If you have a particular game and want to know how well it is threaded, the approach you're looking at doesn't help. The problem is that Windows will move threads around, so even if a game has to do 90% of its work in a single thread, Windows might bounce that thread between all of your cores, so they all show a substantial amount of work being done.
What matters is, do you lose performance if you lose processor cores? If you want to check threading capabilities, go into your BIOS and reduce your CPU clock speed to the minimum allowed. (You can generally do this even on a processor with a locked multiplier.) Then tinker with graphical settings, turning basically everything to the minimum, to try to make the game processor-bound. Then you can measure frame rates repeatedly with different numbers of cores disabled in the BIOS. If you have a quad core processor and get the same frame rates with 3 cores as with 4, but it drops considerably with two cores, then the game scales to three cores. It might well use all four cores under normal circumstances, but it only scales to 3.
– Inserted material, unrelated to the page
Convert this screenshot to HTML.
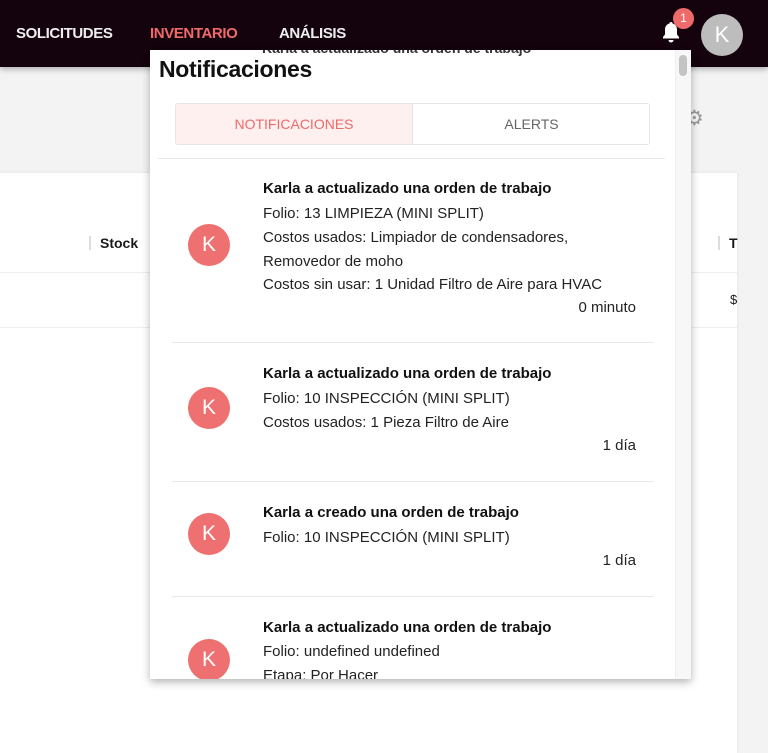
<!DOCTYPE html>
<html><head><meta charset="utf-8"><style>
*{margin:0;padding:0;box-sizing:border-box}
body{width:768px;height:741px;overflow:hidden;background:#f3f3f3;font-family:"Liberation Sans",sans-serif;position:relative;color:#1a1a1a}
.a{position:absolute}
.nav{left:0;top:0;width:768px;height:67px;background:#14030d;box-shadow:0 2px 6px rgba(0,0,0,.3)}
.nl{top:25px;font-weight:bold;font-size:15px;color:#eee;letter-spacing:-.4px}
.card{left:0;top:173px;width:737px;height:580px;background:#fff;box-shadow:0 0 3px rgba(0,0,0,.08)}
.panel{left:150px;top:50px;width:541px;height:629px;background:#fff;box-shadow:0 3px 8px rgba(0,0,0,.3);overflow:hidden}
.av{width:42px;height:42px;border-radius:50%;background:#ef7070;color:#fff;font-size:21px;text-align:center;line-height:42px}
.t{font-weight:bold;font-size:15px;color:#111}
.l{font-size:15px;color:#222}
.hr{height:1px;background:#e8e8e8;left:172px;width:482px}
.tm{font-size:15px;color:#222;text-align:right;width:200px;left:436px}
</style></head><body>
<div class="a nav"></div>
<div class="a nl" style="left:16px">SOLICITUDES</div>
<div class="a nl" style="left:150px;color:#ef6a6a">INVENTARIO</div>
<div class="a nl" style="left:279px">ANÁLISIS</div>
<svg class="a" style="left:660px;top:20px" width="22" height="24" viewBox="0 0 22 24"><path d="M11 2c-1 0-1.6.7-1.6 1.5C6.5 4.3 5 6.7 5 9.5v5L3 17v1.5h16V17l-2-2.5v-5c0-2.8-1.5-5.200-4.4-6C12.6 2.7 12 2 11 2z" fill="#fff"/><path d="M8.5 20a2.5 2.5 0 0 0 5 0z" fill="#fff"/></svg>
<div class="a" style="left:673px;top:8px;width:21px;height:21px;border-radius:50%;background:#ef6a6a;color:#fff;font-size:12px;text-align:center;line-height:21px">1</div>
<div class="a" style="left:701px;top:14px;width:42px;height:42px;border-radius:50%;background:#bdbdbd;color:#fff;font-size:22px;text-align:center;line-height:42px">K</div>
<div class="a" style="left:685px;top:106px;color:#999;font-size:21px">⚙</div>
<div class="a card"></div>
<div class="a" style="left:0;top:272px;width:737px;height:1px;background:#eee"></div>
<div class="a" style="left:0;top:327px;width:737px;height:1px;background:#eee"></div>
<div class="a" style="left:89px;top:236px;width:2px;height:14px;background:#ddd"></div>
<div class="a" style="left:100px;top:235px;font-weight:bold;font-size:14px">Stock</div>
<div class="a" style="left:718px;top:236px;width:2px;height:14px;background:#ddd"></div>
<div class="a" style="left:729px;top:235px;font-weight:bold;font-size:14px">T</div>
<div class="a" style="left:730px;top:292px;font-size:13px">$</div>
<div class="a panel">
<div class="a" style="left:112px;top:-10px;font-size:14px;font-weight:bold;color:#333">Karla a actualizado una orden de trabajo</div>
<div class="a" style="left:9px;top:6px;font-size:23px;font-weight:bold;color:#111;letter-spacing:-.3px">Notificaciones</div>
<div class="a" style="left:25px;top:53px;width:475px;height:42px;border:1px solid #e6e6e6;border-radius:3px;overflow:hidden">
<div class="a" style="left:0;top:0;width:237px;height:40px;background:#fdf0ef;border-right:1px solid #e6e6e6;color:#ef6a6a;font-size:14px;text-align:center;line-height:40px">NOTIFICACIONES</div>
<div class="a" style="left:237px;top:0;width:237px;height:40px;color:#666;font-size:14px;text-align:center;line-height:40px">ALERTS</div>
</div>
<div class="a" style="left:525px;top:0;width:16px;height:629px;background:#f7f7f7;border-left:1px solid #eee"></div>
<div class="a" style="left:529px;top:5px;width:8px;height:21px;border-radius:4px;background:#c4c4c4"></div>
</div>
<div class="a hr" style="left:158px;width:507px;top:158px"></div>
<div class="a av" style="left:188px;top:224px">K</div>
<div class="a t" style="left:263px;top:180px">Karla a actualizado una orden de trabajo</div>
<div class="a l" style="left:263px;top:205px">Folio: 13 LIMPIEZA (MINI SPLIT)</div>
<div class="a l" style="left:263px;top:229px">Costos usados: Limpiador de condensadores,</div>
<div class="a l" style="left:263px;top:253px">Removedor de moho</div>
<div class="a l" style="left:263px;top:276px">Costos sin usar: 1 Unidad Filtro de Aire para HVAC</div>
<div class="a tm" style="top:299px">0 minuto</div>
<div class="a hr" style="top:342px"></div>
<div class="a av" style="left:188px;top:387px">K</div>
<div class="a t" style="left:263px;top:365px">Karla a actualizado una orden de trabajo</div>
<div class="a l" style="left:263px;top:390px">Folio: 10 INSPECCIÓN (MINI SPLIT)</div>
<div class="a l" style="left:263px;top:414px">Costos usados: 1 Pieza Filtro de Aire</div>
<div class="a tm" style="top:437px">1 día</div>
<div class="a hr" style="top:481px"></div>
<div class="a av" style="left:188px;top:513px">K</div>
<div class="a t" style="left:263px;top:504px">Karla a creado una orden de trabajo</div>
<div class="a l" style="left:263px;top:529px">Folio: 10 INSPECCIÓN (MINI SPLIT)</div>
<div class="a tm" style="top:552px">1 día</div>
<div class="a hr" style="top:596px"></div>
<div class="a" style="left:150px;top:597px;width:525px;height:82px;overflow:hidden">
<div class="a av" style="left:38px;top:42px">K</div>
<div class="a t" style="left:113px;top:22px">Karla a actualizado una orden de trabajo</div>
<div class="a l" style="left:113px;top:46px">Folio: undefined undefined</div>
<div class="a l" style="left:113px;top:70px">Etapa: Por Hacer</div>
</div>
</body></html>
Still, the trend is toward better scaling to more processor cores. If you're buying a new computer today, I'd recommend getting a quad core processor. Even if some games don't scale past two cores yet, some do, and it's likely that more games will do so as time passes.
8/22/12 11:43:56 PM#4
Games are getting better about it.
Quiz has the long of it. Programmers can, to some extent, control how well their game runs on multi-core, and can target specific number of cores if they choose. Most target 2 or 3 (as most people have at least dual core CPU's these days). The OS has generic control of what thread goes where, but you can drop down programming-wise and take more direct control if you absolutely have to (things like specifying that AI and Physics don't share a core, or to prevent inordinate core swapping).
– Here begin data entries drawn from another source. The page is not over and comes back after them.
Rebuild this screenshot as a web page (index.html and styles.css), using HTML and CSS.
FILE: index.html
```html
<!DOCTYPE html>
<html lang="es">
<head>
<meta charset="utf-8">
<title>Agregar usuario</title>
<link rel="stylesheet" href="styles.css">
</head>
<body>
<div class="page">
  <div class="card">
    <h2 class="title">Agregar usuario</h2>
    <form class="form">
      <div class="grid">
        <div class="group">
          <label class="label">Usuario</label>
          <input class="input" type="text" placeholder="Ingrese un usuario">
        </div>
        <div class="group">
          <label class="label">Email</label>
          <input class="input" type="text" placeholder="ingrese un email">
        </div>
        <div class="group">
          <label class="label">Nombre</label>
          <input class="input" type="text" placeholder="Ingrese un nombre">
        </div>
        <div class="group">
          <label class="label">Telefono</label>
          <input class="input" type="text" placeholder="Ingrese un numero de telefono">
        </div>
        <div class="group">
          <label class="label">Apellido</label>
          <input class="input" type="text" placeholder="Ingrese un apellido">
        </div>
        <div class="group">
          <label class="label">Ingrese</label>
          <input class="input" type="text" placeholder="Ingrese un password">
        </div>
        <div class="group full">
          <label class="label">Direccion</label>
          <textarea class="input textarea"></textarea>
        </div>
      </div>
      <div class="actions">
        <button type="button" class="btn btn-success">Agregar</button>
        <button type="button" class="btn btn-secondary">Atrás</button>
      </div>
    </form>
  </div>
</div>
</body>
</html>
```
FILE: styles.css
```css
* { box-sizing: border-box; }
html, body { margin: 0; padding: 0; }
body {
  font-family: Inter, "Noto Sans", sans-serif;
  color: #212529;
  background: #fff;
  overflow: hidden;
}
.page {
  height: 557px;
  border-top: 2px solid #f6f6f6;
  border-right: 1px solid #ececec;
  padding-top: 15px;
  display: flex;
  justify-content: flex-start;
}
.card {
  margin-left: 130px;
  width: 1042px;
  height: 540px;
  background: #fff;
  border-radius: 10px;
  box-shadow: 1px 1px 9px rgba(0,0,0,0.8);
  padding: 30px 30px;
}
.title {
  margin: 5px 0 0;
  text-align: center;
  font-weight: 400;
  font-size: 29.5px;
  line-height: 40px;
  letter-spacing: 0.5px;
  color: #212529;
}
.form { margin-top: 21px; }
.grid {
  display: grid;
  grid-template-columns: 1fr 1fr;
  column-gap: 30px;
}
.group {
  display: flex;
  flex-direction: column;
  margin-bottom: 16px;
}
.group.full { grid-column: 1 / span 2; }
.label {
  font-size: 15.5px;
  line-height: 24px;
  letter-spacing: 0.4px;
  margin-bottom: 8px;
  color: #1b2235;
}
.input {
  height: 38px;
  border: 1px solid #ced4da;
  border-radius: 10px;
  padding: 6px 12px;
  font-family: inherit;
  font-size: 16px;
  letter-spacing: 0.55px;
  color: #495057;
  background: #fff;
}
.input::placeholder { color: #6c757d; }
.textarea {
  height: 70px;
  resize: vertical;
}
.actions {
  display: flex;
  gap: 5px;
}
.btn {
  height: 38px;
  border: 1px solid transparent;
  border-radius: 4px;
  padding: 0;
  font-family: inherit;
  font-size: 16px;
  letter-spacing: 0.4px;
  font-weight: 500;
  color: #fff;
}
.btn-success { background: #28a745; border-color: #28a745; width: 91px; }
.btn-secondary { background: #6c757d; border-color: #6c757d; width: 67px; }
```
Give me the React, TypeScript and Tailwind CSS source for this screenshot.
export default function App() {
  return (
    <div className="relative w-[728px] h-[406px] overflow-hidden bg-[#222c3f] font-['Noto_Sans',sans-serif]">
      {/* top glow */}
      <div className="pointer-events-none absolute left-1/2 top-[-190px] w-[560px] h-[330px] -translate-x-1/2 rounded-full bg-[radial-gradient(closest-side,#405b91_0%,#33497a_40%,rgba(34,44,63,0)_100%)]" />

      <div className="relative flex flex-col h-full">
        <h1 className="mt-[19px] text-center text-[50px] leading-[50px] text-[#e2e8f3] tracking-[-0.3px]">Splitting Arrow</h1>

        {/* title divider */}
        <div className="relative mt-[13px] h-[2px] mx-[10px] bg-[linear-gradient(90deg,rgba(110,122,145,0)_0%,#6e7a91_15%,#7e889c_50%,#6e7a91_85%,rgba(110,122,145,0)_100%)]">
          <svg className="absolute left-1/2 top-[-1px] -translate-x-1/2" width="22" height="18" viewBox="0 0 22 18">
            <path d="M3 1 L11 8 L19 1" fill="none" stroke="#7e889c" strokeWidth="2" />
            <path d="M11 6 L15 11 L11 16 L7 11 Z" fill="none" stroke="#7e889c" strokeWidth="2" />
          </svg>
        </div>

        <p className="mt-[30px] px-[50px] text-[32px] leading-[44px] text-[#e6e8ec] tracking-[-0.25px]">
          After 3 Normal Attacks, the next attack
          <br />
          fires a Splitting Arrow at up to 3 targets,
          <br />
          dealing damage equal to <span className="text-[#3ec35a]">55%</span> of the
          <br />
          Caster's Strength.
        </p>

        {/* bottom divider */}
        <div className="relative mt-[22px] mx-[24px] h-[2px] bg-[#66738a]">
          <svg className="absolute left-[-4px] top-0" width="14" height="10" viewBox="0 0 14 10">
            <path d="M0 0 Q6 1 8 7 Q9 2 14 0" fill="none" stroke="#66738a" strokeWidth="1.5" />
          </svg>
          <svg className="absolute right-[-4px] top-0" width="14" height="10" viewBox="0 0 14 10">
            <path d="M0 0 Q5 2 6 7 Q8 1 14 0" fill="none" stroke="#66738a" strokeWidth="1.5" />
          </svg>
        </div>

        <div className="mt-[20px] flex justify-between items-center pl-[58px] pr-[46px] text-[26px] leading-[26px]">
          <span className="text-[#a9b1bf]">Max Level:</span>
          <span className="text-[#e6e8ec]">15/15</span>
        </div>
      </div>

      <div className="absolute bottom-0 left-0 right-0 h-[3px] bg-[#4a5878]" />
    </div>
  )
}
It's very very rare to see a game actually exploit 4+ CPU's. Quad-core are becoming more mainstream, but are still somewhat of an outlier, and not many people have more than 4 cores available (yet). The hard part is making it so that you get uniform gameplay on a single core versus a 4+ core machine - maybe not in FPS/Graphics, but at least in AI/game mechanics. And AI/game mechanics are what really tend to scale well to multi-cores, as graphics effects are less CPU bound (and more GPU bound, where they are already massively parallel, out to hundreds of cores). But you need to have the same game mechanics and level of difficulty regardless of what computing capabilities, so you are somewhat at a Catch-22.
CPU's have taken the more core approach once they hit a brick wall in the early 2000's - they really couldn't make single core CPU's much faster (The 3.8Ghz Prescott P4 was the end of the line of the single core desktop CPU - mid 2005). So in order to get more speed, they branched outward and added in more cores. You get more theoretical computation, but only if you can leverage being able to run parts of your program in parallel.
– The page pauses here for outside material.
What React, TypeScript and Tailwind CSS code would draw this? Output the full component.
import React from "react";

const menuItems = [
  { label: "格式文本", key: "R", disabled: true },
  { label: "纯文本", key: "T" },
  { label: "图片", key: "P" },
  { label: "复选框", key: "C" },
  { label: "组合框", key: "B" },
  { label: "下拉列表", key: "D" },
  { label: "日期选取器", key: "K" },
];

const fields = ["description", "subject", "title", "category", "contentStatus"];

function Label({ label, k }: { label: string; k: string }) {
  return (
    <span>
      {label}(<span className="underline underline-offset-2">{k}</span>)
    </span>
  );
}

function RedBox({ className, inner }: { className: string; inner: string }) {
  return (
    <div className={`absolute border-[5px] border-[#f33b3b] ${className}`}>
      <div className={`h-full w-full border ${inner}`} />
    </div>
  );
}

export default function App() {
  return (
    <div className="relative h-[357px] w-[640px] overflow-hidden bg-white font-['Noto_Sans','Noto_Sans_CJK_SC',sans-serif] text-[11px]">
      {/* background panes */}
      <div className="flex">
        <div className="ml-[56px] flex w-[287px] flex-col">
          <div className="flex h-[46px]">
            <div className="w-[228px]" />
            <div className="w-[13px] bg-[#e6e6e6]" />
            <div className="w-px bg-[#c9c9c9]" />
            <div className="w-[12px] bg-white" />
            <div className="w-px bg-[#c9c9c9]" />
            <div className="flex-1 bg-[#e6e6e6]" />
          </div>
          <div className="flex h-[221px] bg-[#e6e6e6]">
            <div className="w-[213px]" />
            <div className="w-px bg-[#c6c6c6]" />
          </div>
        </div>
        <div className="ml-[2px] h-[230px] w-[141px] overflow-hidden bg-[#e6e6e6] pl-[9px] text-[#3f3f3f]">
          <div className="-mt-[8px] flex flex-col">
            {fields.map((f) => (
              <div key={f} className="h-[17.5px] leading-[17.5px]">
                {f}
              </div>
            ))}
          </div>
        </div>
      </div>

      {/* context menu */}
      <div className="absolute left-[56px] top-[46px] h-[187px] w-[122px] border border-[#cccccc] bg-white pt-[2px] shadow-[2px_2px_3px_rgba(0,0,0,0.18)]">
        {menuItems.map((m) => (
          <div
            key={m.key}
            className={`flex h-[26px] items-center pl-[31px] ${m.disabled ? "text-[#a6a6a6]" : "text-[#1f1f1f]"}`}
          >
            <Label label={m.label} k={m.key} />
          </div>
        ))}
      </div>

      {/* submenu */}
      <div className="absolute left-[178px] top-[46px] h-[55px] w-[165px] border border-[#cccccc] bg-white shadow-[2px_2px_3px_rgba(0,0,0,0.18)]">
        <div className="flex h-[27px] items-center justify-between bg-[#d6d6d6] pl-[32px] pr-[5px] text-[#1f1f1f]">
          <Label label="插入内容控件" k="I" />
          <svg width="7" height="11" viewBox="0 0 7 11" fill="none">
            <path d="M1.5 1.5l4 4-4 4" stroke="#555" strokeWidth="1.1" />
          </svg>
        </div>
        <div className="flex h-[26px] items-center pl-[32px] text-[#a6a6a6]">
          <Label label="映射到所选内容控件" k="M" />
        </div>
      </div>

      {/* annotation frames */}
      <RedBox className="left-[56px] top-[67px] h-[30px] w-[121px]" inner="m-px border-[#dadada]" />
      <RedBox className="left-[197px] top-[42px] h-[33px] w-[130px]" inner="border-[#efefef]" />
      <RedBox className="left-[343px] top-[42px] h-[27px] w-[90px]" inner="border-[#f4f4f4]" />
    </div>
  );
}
In general, the faster that the individual core is, the better gaming performance you will get. That has been true since basically the dawn of computer gaming. But in the past few years, even a very fast dual core will start to struggle, as people tend to do silly things on their computer (like actually multitask) that demand more resources.
8/22/12 11:48:58 PM#5
Originally posted by jusomdude
It Varies game to game but quite a few games are practically unplayable without 4 cores. APB Reloaded Needs 4 cores & from what I've seen cryengine 3 has horrid performance on Dual core. At this stage I think 4 cores is going to get you more mileage. On Old titles like wow the 40% is probably your OS, 75% is WoW, id expect the other 2 to be lower generally but it does depend on what is running on your box.